Halep and Williams have been two best players at Grand Slam tournaments since 2014, with Halep reaching five finals and Williams 11. But they are meeting in a Grand Slam final for the first time.

Their two most recent matches were at majors: in the fourth round of the Australian Open this year and in the quarterfinals of the 2016 United States Open.

Interestingly, Williams never played Jennifer Capriati or Kim Clijsters, two longtime rivals, in a Grand Slam final. She did not face Justine Henin, the seven-time Grand Slam champion, in a major final until 2010, after each had reached that stage more than 10 times.

Though Halep, at No. 7 in the world, is ranked three spots ahead of Williams, that will matter little to either.

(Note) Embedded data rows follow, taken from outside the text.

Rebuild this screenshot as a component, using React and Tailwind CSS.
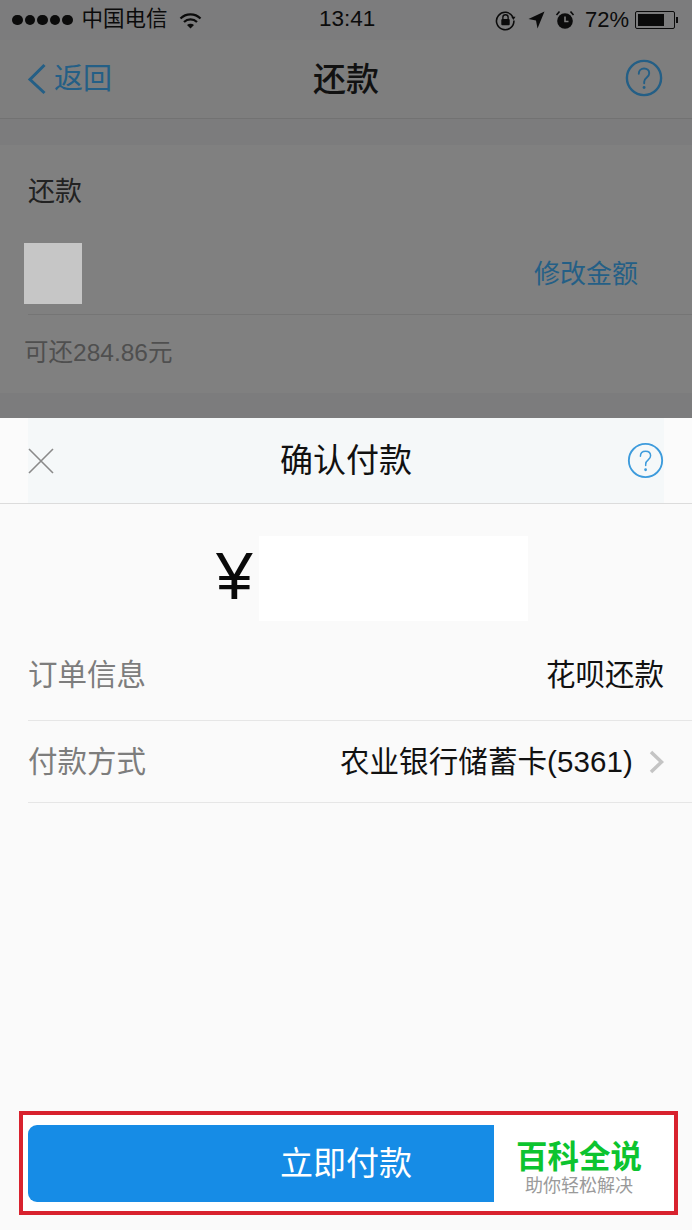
import React from 'react';

function HelpIcon({ className, stroke, width = 2.5 }) {
    return (
        <svg className={className} viewBox="0 0 40 40" fill="none">
            <ellipse cx="20" cy="20" rx="18" ry="18" stroke={stroke} strokeWidth={width} />
            <path d="M14.5 15.5c0-3.4 2.4-5.5 5.6-5.5 3.2 0 5.4 2 5.4 4.9 0 2-1 3.200-2.600 4.500-1.800 1.400-2.700 2.500-2.700 4.600v1.500" stroke={stroke} strokeWidth={width * 0.8} strokeLinecap="round" />
            <circle cx="20.100" cy="30" r="1.500" fill={stroke} />
        </svg>
    );
}

function StatusBar() {
    return (
        <div className="h-[40px] pl-[12px] pr-[14px] flex items-center justify-between text-[#0b0b0b] relative">
            <div className="flex items-center">
                <div className="flex gap-[2px]">
                    {[0, 1, 2, 3, 4].map((i) => (
                        <span key={i} className="w-[10.500px] h-[10.500px] rounded-full bg-[#0b0b0b]" />
                    ))}
                </div>
                <span className="ml-[9px] text-[21.500px] leading-none">中国电信</span>
                <svg className="ml-[11px] w-[23px] h-[17px]" viewBox="0 0 23 17" fill="none" stroke="#0b0b0b" strokeWidth="2.200">
                    <path d="M1.500 6.500c5.500-5.500 14.500-5.500 20 0" />
                    <path d="M5 10c3.600-3.500 9.400-3.500 13 0" />
                    <path d="M11.500 16.500 8 13c2-1.800 5-1.800 7 0z" fill="#0b0b0b" stroke="none" />
                </svg>
            </div>
            <span className="absolute left-[319px] top-[5px] text-[22.500px] leading-[28px] font-['Liberation_Sans',sans-serif]">13:41</span>
            <div className="flex items-center">
                <svg className="w-[21px] h-[21px]" viewBox="0 0 20 20" fill="none">
                    <path d="M17 6.500A8.300 8.300 0 1 0 18 10" stroke="#0b0b0b" strokeWidth="1.500" />
                    <path d="M15.500 6.500h4l-2 3z" fill="#0b0b0b" />
                    <rect x="6" y="8.500" width="8" height="6" rx="1" fill="#0b0b0b" />
                    <path d="M7.500 8.500V7a2.500 2.500 0 0 1 5 0v1.500" stroke="#0b0b0b" strokeWidth="1.300" />
                </svg>
                <svg className="ml-[12px] w-[17px] h-[18px]" viewBox="0 0 17 18">
                    <path d="M16.500 0.500 9.500 17.500 8 9.500 0.500 8z" fill="#0b0b0b" />
                </svg>
                <svg className="ml-[10px] w-[20px] h-[20px]" viewBox="0 0 19 20" fill="none">
                    <circle cx="9.500" cy="11" r="7.800" fill="#0b0b0b" />
                    <path d="M9.500 6.500V11.500H13" stroke="#7d7d7d" strokeWidth="1.600" />
                    <path d="M1 5 4 1.500M18 5 15 1.500" stroke="#0b0b0b" strokeWidth="1.600" />
                </svg>
                <span className="ml-[10px] text-[22px] leading-none font-['Liberation_Sans',sans-serif]">72%</span>
                <div className="ml-[6px] w-[40px] h-[18px] border border-[#0b0b0b] rounded-[2px] p-[2px]">
                    <div className="w-[26px] h-full bg-[#0b0b0b]" />
                </div>
                <span className="ml-[1px] w-[2px] h-[6px] bg-[#0b0b0b]" />
            </div>
        </div>
    );
}

function Row({ label, last, children }) {
    return (
        <div className={`ml-[28px] flex items-center justify-between pr-[28px] border-b border-[#e6e6e6] ${last ? 'h-[82px]' : 'h-[89px] pb-[2px]'}`}>
            <span className="text-[#7d7d7d] text-[29.500px] leading-none">{label}</span>
            {children}
        </div>
    );
}

export default function App() {
    return (
        <div className="w-[692px] h-[1230px] bg-[#7c7c7d] flex flex-col overflow-hidden font-['Liberation_Sans','Noto_Sans_CJK_SC',sans-serif]">
            {/* dimmed page behind the sheet */}
            <StatusBar />
            <div className="relative h-[79px] flex items-center justify-center border-b border-[#727272] bg-[#7e7e7e]">
                <div className="absolute left-[27px] top-[23px] flex items-center text-[#245f86]">
                    <svg className="w-[20px] h-[32px]" viewBox="0 0 20 32" fill="none" stroke="#245f86" strokeWidth="3">
                        <path d="M17.500 2 3 16.500 17.500 30" />
                    </svg>
                    <span className="ml-[7px] text-[29px] leading-none">返回</span>
                </div>
                <span className="text-[33px] leading-none text-[#111] font-medium">还款</span>
                <HelpIcon className="absolute left-[625px] top-[19px] w-[38px] h-[38px]" stroke="#245f86" />
            </div>

            <div className="mt-[26px] h-[248px] bg-[#808080] flex flex-col">
                <div className="pl-[28px] pt-[32px] text-[27px] leading-[30px] text-[#222]">还款</div>
                <div className="mt-[36px] pl-[24px] pr-[54px] flex items-center justify-between">
                    <div className="w-[58px] h-[61px] bg-[#c6c6c6]" />
                    <span className="text-[#245f86] text-[26px] leading-none">修改金额</span>
                </div>
                <div className="ml-[28px] mt-[10px] border-t border-[#757575]" />
                <div className="pl-[24px] pt-[23px] text-[24.500px] leading-[30px] text-[#4f4f4f]">可还284.86元</div>
            </div>

            {/* payment sheet */}
            <div className="mt-[25px] flex-1 bg-[#fafafa] flex flex-col">
                <div className="h-[86px] bg-[#fbfbfb] border-b border-[#dcdcdc] px-[28px]">
                    <div className="h-full bg-[#f5f8f9] flex items-center justify-between">
                        <div className="w-[37px]">
                            <svg className="w-[26px] h-[26px]" viewBox="0 0 26 26" fill="none" stroke="#8a8a8a" strokeWidth="1.600">
                                <path d="M1 1 25 25M25 1 1 25" />
                            </svg>
                        </div>
                        <span className="text-[33px] leading-none text-[#111]">确认付款</span>
                        <HelpIcon className="w-[37px] h-[37px]" stroke="#3d9bdc" width={2} />
                    </div>
                </div>

                <div className="mt-[32px] pl-[216px] flex items-center">
                    <span className="w-[43px] pb-[5px] text-[66px] leading-none text-[#0a0a0a] font-['Liberation_Sans',sans-serif]">¥</span>
                    <div className="w-[269px] h-[85px] bg-white" />
                </div>

                <div className="mt-[11px]">
                    <Row label="订单信息">
                        <span className="text-[29.500px] leading-none text-[#111]">花呗还款</span>
                    </Row>
                    <Row label="付款方式" last>
                        <div className="flex items-center">
                            <span className="text-[29.500px] leading-none text-[#111] tracking-[0.100px]">农业银行储蓄卡(5361)</span>
                            <svg className="ml-[16px] w-[15px] h-[24px]" viewBox="0 0 15 24" fill="none" stroke="#c4c4c4" strokeWidth="3.500">
                                <path d="M2 2 12.500 12 2 22" />
                            </svg>
                        </div>
                    </Row>
                </div>

                {/* red annotation box round the button */}
                <div className="mt-[308px] ml-[19px] w-[659px] h-[104px] border-[4px] border-[#d8222e] bg-white pt-[10px] pl-[5px]">
                    <div className="relative w-[636px] h-[77px] bg-[#168ce6] rounded-[9px] flex items-center justify-center">
                        <span className="text-white text-[33px] leading-none">立即付款</span>
                        <div className="absolute left-[466px] top-0 w-[170px] h-[77px] bg-white flex flex-col items-center">
                            <span className="mt-[14px] text-[#0cc42f] text-[31.500px] leading-[36px] font-bold">百科全说</span>
                            <span className="text-[#9a9a9a] text-[18px] leading-[22px]">助你轻松解决</span>
                        </div>
                    </div>
                </div>
            </div>
        </div>
    );
}
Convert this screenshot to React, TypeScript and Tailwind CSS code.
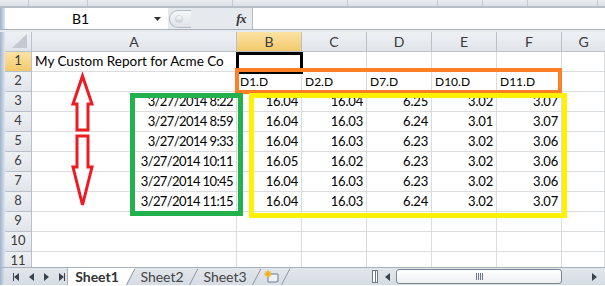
import React from 'react';

const cols = ['B', 'C', 'D', 'E', 'F'];
const heads = ['D1.D', 'D2.D', 'D7.D', 'D10.D', 'D11.D'];
const dates = ['8:22', '8:59', '9:33', '10:11', '10:45', '11:15'];
const values = [
  ['16.04', '16.04', '6.25', '3.02', '3.07'],
  ['16.04', '16.03', '6.24', '3.01', '3.07'],
  ['16.04', '16.03', '6.23', '3.02', '3.06'],
  ['16.05', '16.02', '6.23', '3.02', '3.06'],
  ['16.04', '16.03', '6.23', '3.02', '3.06'],
  ['16.04', '16.03', '6.24', '3.02', '3.07'],
];
const ribbonStops = ['w-[29px]', 'w-[59px]', 'w-[145px]', 'w-[115px]', 'w-[90px]', 'w-[45px]', 'w-[45px]', 'w-[70px]'];

function RowHead({ n, active }: { n: number; active?: boolean }) {
  return (
    <div
      className={`w-[27px] shrink-0 flex items-end justify-center pb-[4px] leading-none text-[13px] text-[#3a3a3a] border-r border-b border-[#b9c0ca] ${
        active ? 'bg-gradient-to-b from-[#fbe3a4] to-[#f4c96a]' : 'bg-gradient-to-b from-[#eef1f4] to-[#e1e5ea]'
      }`}
    >
      {n}
    </div>
  );
}

function Cell({ w, children, align = 'left', kind = 'text' }: { w: string; children?: React.ReactNode; align?: 'left' | 'right'; kind?: 'text' | 'head' | 'num' | 'date' }) {
  const size =
    kind === 'head'
      ? 'text-[12px]'
      : kind === 'num'
      ? 'text-[13px] tracking-[-0.2px]'
      : kind === 'date'
      ? 'text-[13px] tracking-[-0.6px]'
      : 'text-[13.5px]';
  return (
    <div
      className={`${w} shrink-0 h-full border-r border-b border-[#dadcdd] flex items-end pb-[3px] leading-none whitespace-nowrap overflow-visible ${
        align === 'right' ? 'justify-end pr-[3px]' : 'pl-[3px]'
      } ${size} text-black`}
    >
      {children}
    </div>
  );
}

function Row({ n, a, date, b, head, active }: { n: number; a?: string; date?: boolean; b?: string[]; head?: boolean; active?: boolean }) {
  return (
    <div className="flex h-[20px] shrink-0">
      <RowHead n={n} active={active} />
      <Cell w="w-[205px]" align={date ? 'right' : 'left'} kind={date ? 'date' : 'text'}>
        {a}
      </Cell>
      {cols.map((c, i) => (
        <Cell key={c} w="w-[65px]" align={head ? 'left' : 'right'} kind={head ? 'head' : 'num'}>
          {b?.[i]}
        </Cell>
      ))}
      <Cell w="w-[43px]" />
    </div>
  );
}

function Tri({ dir }: { dir: 'l' | 'r' }) {
  return (
    <svg width="5" height="8" viewBox="0 0 5 8" className="shrink-0">
      <path d={dir === 'l' ? 'M5 0 L0 4 L5 8 Z' : 'M0 0 L5 4 L0 8 Z'} fill="#3a424c" />
    </svg>
  );
}

function Slant({ w = 9, fill }: { w?: number; fill?: boolean }) {
  return (
    <svg width={w} height="17" viewBox={`0 0 ${w} 17`} className="shrink-0 block">
      {fill && <path d="M0 0 V17 L9 0 Z" fill="#fff" />}
      <path d="M0.5 17 L9 0.5" stroke="#8d96a1" fill="none" />
    </svg>
  );
}

export default function App() {
  return (
    <div className="relative w-[605px] h-[286px] overflow-hidden bg-white font-['Lato',sans-serif] select-none">
      {/* ribbon edge */}
      <div className="flex h-[8px] bg-gradient-to-b from-[#e9ecf0] to-[#dce1e7] border-b-2 border-[#b8bec7]">
        {ribbonStops.map((w, i) => (
          <div key={i} className={`${w} shrink-0 border-r border-[#c3c9d1]`} />
        ))}
      </div>

      {/* formula bar */}
      <div className="flex h-[22px] bg-[#e6e9ee] border-b border-[#a9b1bc]">
        <div className="w-[5px] shrink-0 bg-gradient-to-r from-[#9fb3cc] to-[#dfe6ee]" />
        <div className="w-[163px] shrink-0 bg-white flex items-center">
          <span className="flex-1 text-center text-[14px] text-black pl-[2px]">B1</span>
          <svg className="mr-[7px]" width="7" height="4" viewBox="0 0 7 4">
            <path d="M0 0 H7 L3.5 4 Z" fill="#333" />
          </svg>
        </div>
        <div className="w-[84px] shrink-0 flex items-center">
          <div className="ml-[1px] w-[22px] h-[18px] rounded-l-full border border-r-0 border-[#b5bcc6] bg-gradient-to-b from-[#f5f6f8] to-[#dfe3e8] flex items-center pl-[5px]">
            <div className="w-[8px] h-[8px] rounded-full bg-gradient-to-b from-[#ffffff] to-[#c9ced5] border border-[#d0d5dc]" />
          </div>
          <div className="flex-1" />
          <span className="font-['Liberation_Serif',serif] italic font-bold text-[13px] text-[#333] mr-[6px] tracking-[-0.5px]">fx</span>
        </div>
        <div className="flex-1 bg-white border-l border-[#b5bcc6]" />
      </div>
      <div className="h-[2px] bg-[#e6e9ee]" />

      {/* grid */}
      <div className="flex h-[235px] overflow-hidden">
        <div className="w-[5px] shrink-0 bg-gradient-to-r from-[#9fb3cc] to-[#dfe6ee]" />
        <div className="flex flex-col">
          <div className="flex h-[20px] shrink-0 text-[14px] text-[#3a3a3a]">
            <div className="w-[27px] shrink-0 border-r border-b border-[#b9c0ca] bg-gradient-to-b from-[#eef1f4] to-[#e1e5ea] flex items-end justify-end pr-[4px] pb-[3px]">
              <svg width="15" height="14" viewBox="0 0 15 14">
                <path d="M15 0 V14 H0 Z" fill="#c4c9cf" />
              </svg>
            </div>
            <div className="w-[205px] shrink-0 border-r border-b border-[#b9c0ca] bg-gradient-to-b from-[#eef1f4] to-[#e1e5ea] flex items-center justify-center">A</div>
            {cols.map((c) => (
              <div
                key={c}
                className={`w-[65px] shrink-0 border-r border-b border-[#b9c0ca] flex items-center justify-center ${
                  c === 'B' ? 'bg-gradient-to-b from-[#fbe3a4] to-[#f4c96a]' : 'bg-gradient-to-b from-[#eef1f4] to-[#e1e5ea]'
                }`}
              >
                {c}
              </div>
            ))}
            <div className="w-[43px] shrink-0 border-b border-[#b9c0ca] bg-gradient-to-b from-[#eef1f4] to-[#e1e5ea] flex items-center justify-center">G</div>
          </div>
          <Row n={1} a="My Custom Report for Acme Co" active />
          <Row n={2} b={heads} head />
          {dates.map((t, i) => (
            <Row key={t} n={i + 3} a={`3/27/2014 ${t}`} date b={values[i]} />
          ))}
          <Row n={9} />
          <Row n={10} />
          <Row n={11} />
        </div>
      </div>

      {/* sheet tabs + scrollbar */}
      <div className="flex w-[605px] h-[18px] bg-gradient-to-b from-[#e3e7ec] to-[#d6dce3] border-t border-[#a9b1bc] text-[14px] text-[#444]">
        <div className="w-[5px] shrink-0 bg-gradient-to-r from-[#9fb3cc] to-[#dfe6ee]" />
        <div className="w-[295px] shrink-0 flex items-stretch">
          <div className="w-[63px] shrink-0 flex items-center gap-[10px] pl-[8px] border-r border-[#a9b1bc]">
            <span className="flex items-center"><span className="w-[1px] h-[8px] bg-[#3a424c]" /><Tri dir="l" /></span>
            <Tri dir="l" />
            <Tri dir="r" />
            <span className="flex items-center"><Tri dir="r" /><span className="w-[1px] h-[8px] bg-[#3a424c]" /></span>
          </div>
          <div className="w-[58px] shrink-0 bg-white flex items-center justify-center font-bold text-[#333]">Sheet1</div>
          <Slant fill />
          <div className="w-[54px] shrink-0 flex items-center justify-center">Sheet2</div>
          <Slant />
          <div className="w-[54px] shrink-0 flex items-center justify-center">Sheet3</div>
          <Slant />
          <div className="w-[20px] shrink-0 flex items-center justify-center">
            <svg width="15" height="13" viewBox="0 0 15 13">
              <path d="M4 4 H14 V11 L12 12 H4 Z" fill="#eef2f7" stroke="#6b7c95" />
              <circle cx="4" cy="4" r="3" fill="#f5c542" />
              <path d="M4 0 V8 M0 4 H8 M1.5 1.5 L6.5 6.5 M6.5 1.5 L1.5 6.5" stroke="#e9a91a" strokeWidth="0.8" />
            </svg>
          </div>
          <Slant w={12} />
        </div>
        <div className="w-[305px] shrink-0 flex items-center">
          <div className="w-[72px] shrink-0" />
          <div className="w-[6px] h-[13px] shrink-0 border border-[#6f7a88] bg-white flex justify-center">
            <span className="w-[1px] h-full bg-[#6f7a88]" />
          </div>
          <div className="w-[18px] shrink-0 flex items-center justify-center">
            <Tri dir="l" />
          </div>
          <div className="w-[166px] h-[15px] shrink-0 rounded-[3px] border border-[#7b8694] bg-gradient-to-b from-[#ffffff] to-[#eceff3] flex items-center justify-center gap-[1px]">
            {[0, 1, 2, 3].map((i) => (
              <span key={i} className="w-[1px] h-[7px] bg-[#6d7783]" />
            ))}
          </div>
          <div className="w-[43px] shrink-0 flex items-center justify-end pr-[8px]">
            <Tri dir="r" />
          </div>
        </div>
      </div>

      {/* annotations drawn over the sheet */}
      <div className="absolute left-[236px] top-[52px] w-[67px] h-[22px] border-[3px] border-black" />
      <div className="absolute left-[235px] top-[68px] w-[327px] h-[26px] border-[4px] border-[#ff7f27]" />
      <div className="absolute left-[130px] top-[93px] w-[113px] h-[123px] border-[5px] border-[#22b14c]" />
      <div className="absolute left-[249px] top-[93px] w-[318px] h-[125px] border-[5px] border-[#fff200]" />
      <svg className="absolute left-0 top-0" width="605" height="286" viewBox="0 0 605 286">
        <path d="M82.5 76 L92 104 H88 V130 H77 V104 H73 Z" fill="#fff" stroke="#ed1c24" strokeWidth="3" />
        <path d="M77 136 H88 V167 H92 L82.5 205 L73 167 H77 Z" fill="#fff" stroke="#ed1c24" strokeWidth="3" />
      </svg>
    </div>
  );
}
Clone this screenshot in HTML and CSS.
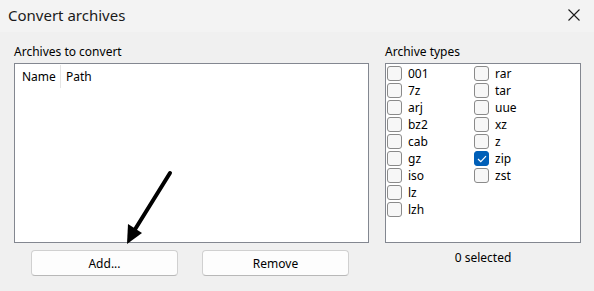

Halep went into the Australian Open in January as the top seed, after finishing at No. 1 for the second year in a row. But before her fourth-round match against Williams, seeded 16th, Halep sounded a note of deference acknowledging all her opponent had achieved.

“In my opinion, to be No. 1 in the world and to be the best player in the world, it’s a little bit different,” Halep said.

After Halep lost the match, 6-1, 4-6, 6-4, a reporter told her: “You’re ranked No. 1, and she is Serena Williams.”

“Exactly,” Halep replied.

Williams has beaten just about everyone on her way to 23 Grand Slam titles, but her road to the Wimbledon final each of the last two years has been notably easy. Each time, she has had to face only one top-30 player; both times, that player was Julia Görges. Williams has not played a top-10 player since the Australian Open, when she beat Halep and then lost to No. 7 Karolina Pliskova.

When the Wimbledon draw came out, matches against the fifth-ranked Kerber and No. 1 Ashleigh Barty were possibilities, but Williams faced neither.

Halep faced only one top-10 player on her way to the final, No. 8 Elina Svitolina, in the semifinals. But she did knock out Victoria Azarenka, a former No. 1 and two-time Grand Slam champion, in the third round, and then Coco Gauff, the breakout player of the tournament, in the fourth.